Handling the candidate experience well

Compliance is the floor. The ceiling is whether the candidate walks away thinking your company is thoughtful or surveillance-y. The difference is mostly in tone and clarity.

  • Acknowledge the recording in plain language at the start, then forget about it; do not keep referencing it through the call
  • Do not record warm-up small talk if it is not part of the decision; start the recording when the structured portion begins
  • Offer the candidate the option to receive a copy of their own recording on request
  • If you reject the candidate, do not retain the recording beyond your defined window even if you think they might reapply
  • Train every interviewer on the script so candidates get the same experience regardless of who they meet first

Frequently asked questions

Is it legal under GDPR to record job interviews?

Generally yes, provided you have a documented lawful basis, you inform the candidate transparently in advance, you retain the recording only for as long as necessary, and you respect candidate rights of access and erasure. Confirm specifics with your DPO or counsel.

Do I need explicit consent to record an interview?

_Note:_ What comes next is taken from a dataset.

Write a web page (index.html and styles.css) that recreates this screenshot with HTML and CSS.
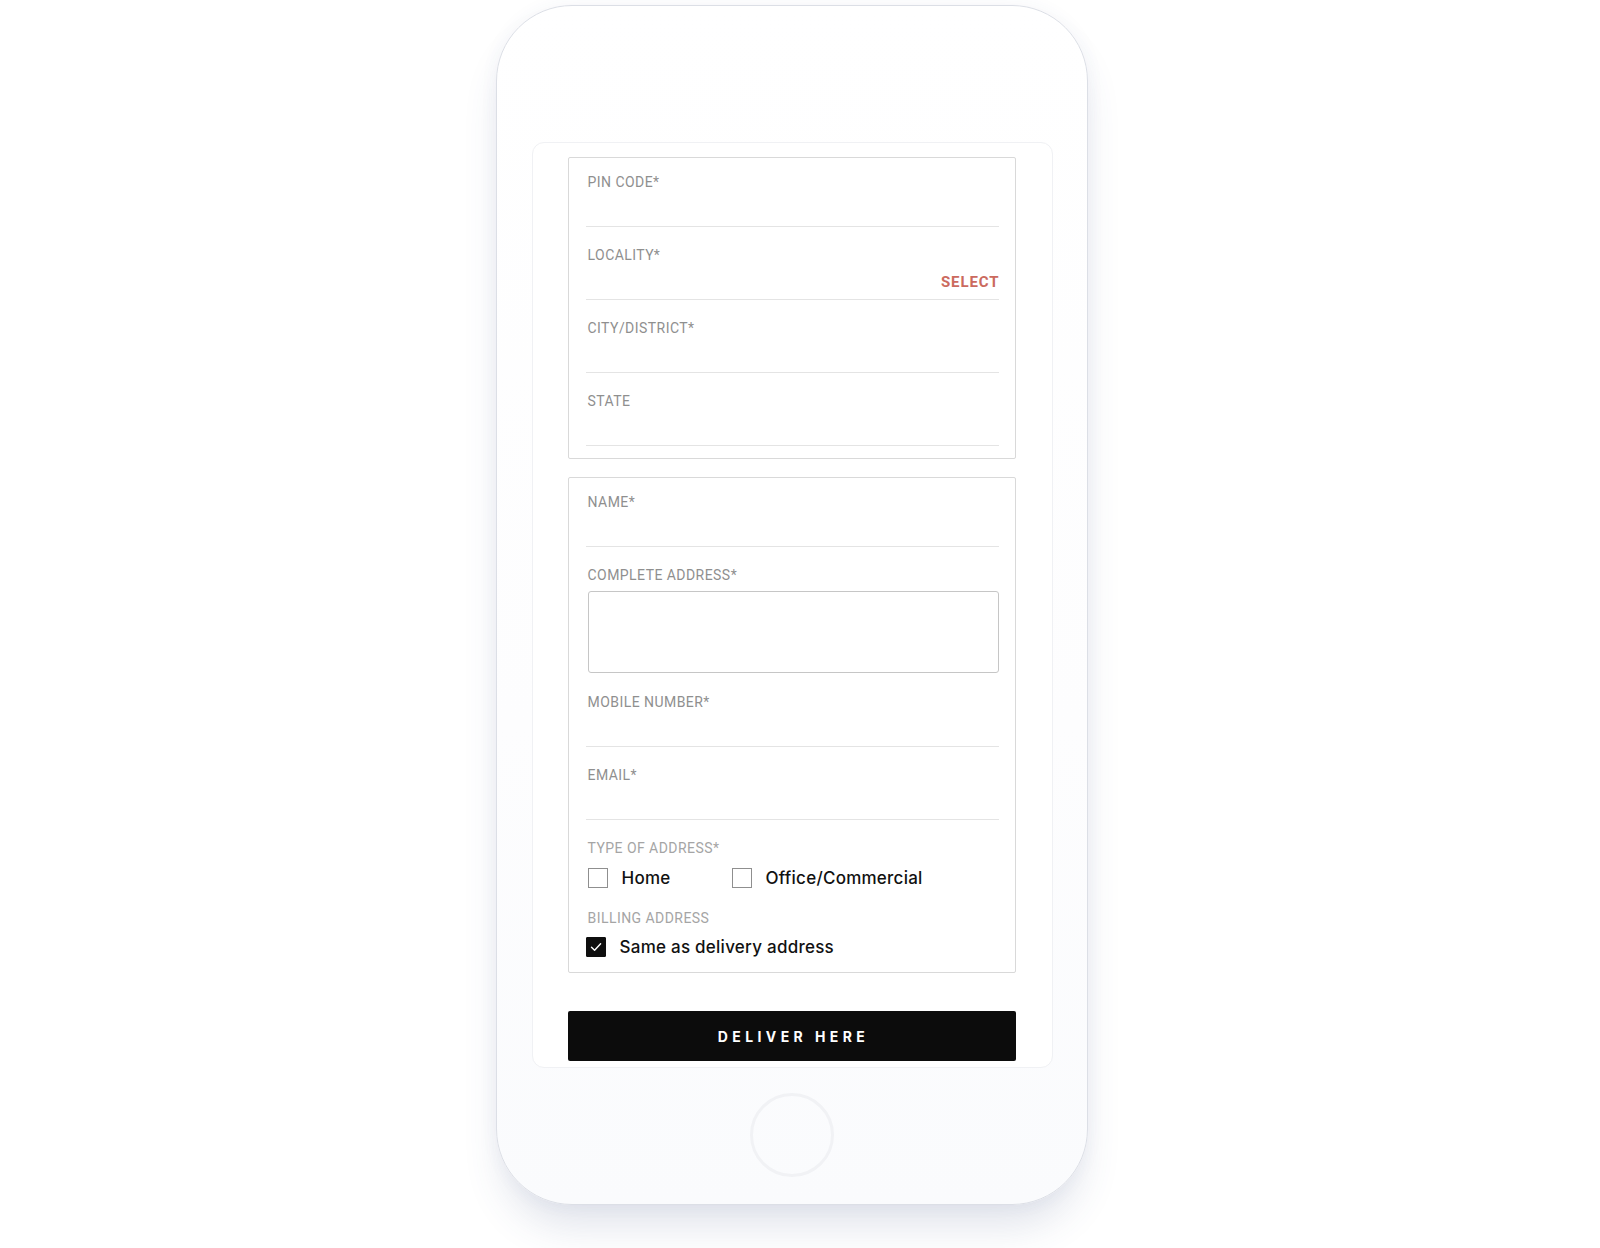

Not always. Consent is one lawful basis, but legitimate interest can also apply with strong transparency and safeguards. The key is to pick a basis, document it, and explain it clearly to the candidate. Avoid bundling consent so tightly with applying that refusal feels impossible.

How long can I keep an interview recording?

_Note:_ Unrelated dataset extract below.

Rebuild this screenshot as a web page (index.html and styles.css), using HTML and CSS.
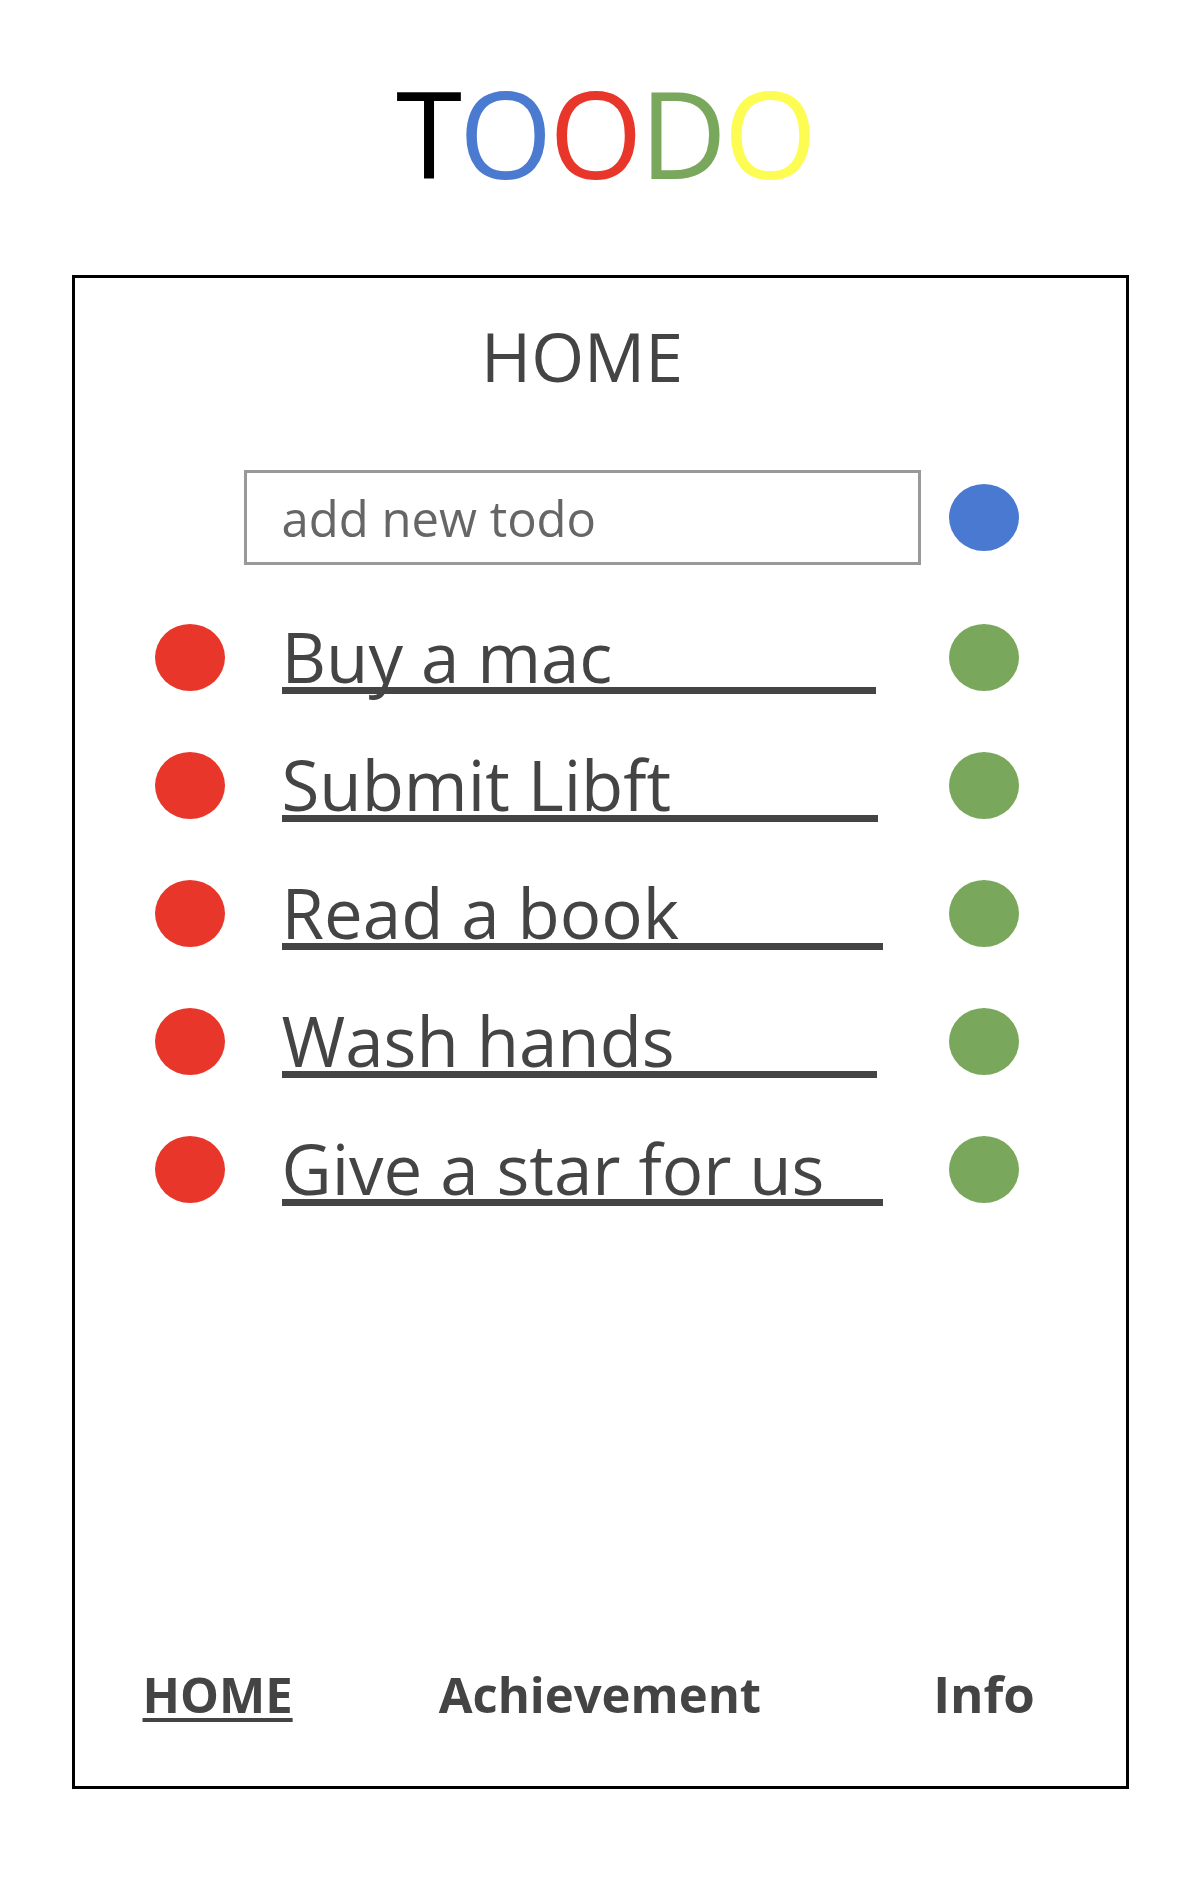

Only as long as you actually need it. Common windows are 90 to 180 days after the hiring decision, extended only for active disputes. Document your retention period in your candidate privacy notice and stick to it.

What if a candidate refuses to be recorded?

Have a fallback ready. Interview them without recording and rely on structured notes. The candidate must be able to refuse without harming their chances; otherwise any consent obtained is not valid.

Can I use a browser-based tool for interview recording?

Yes, and it usually improves candidate experience because there is nothing to install. Verify the vendor's data processing agreement and hosting arrangements meet your GDPR obligations before adopting.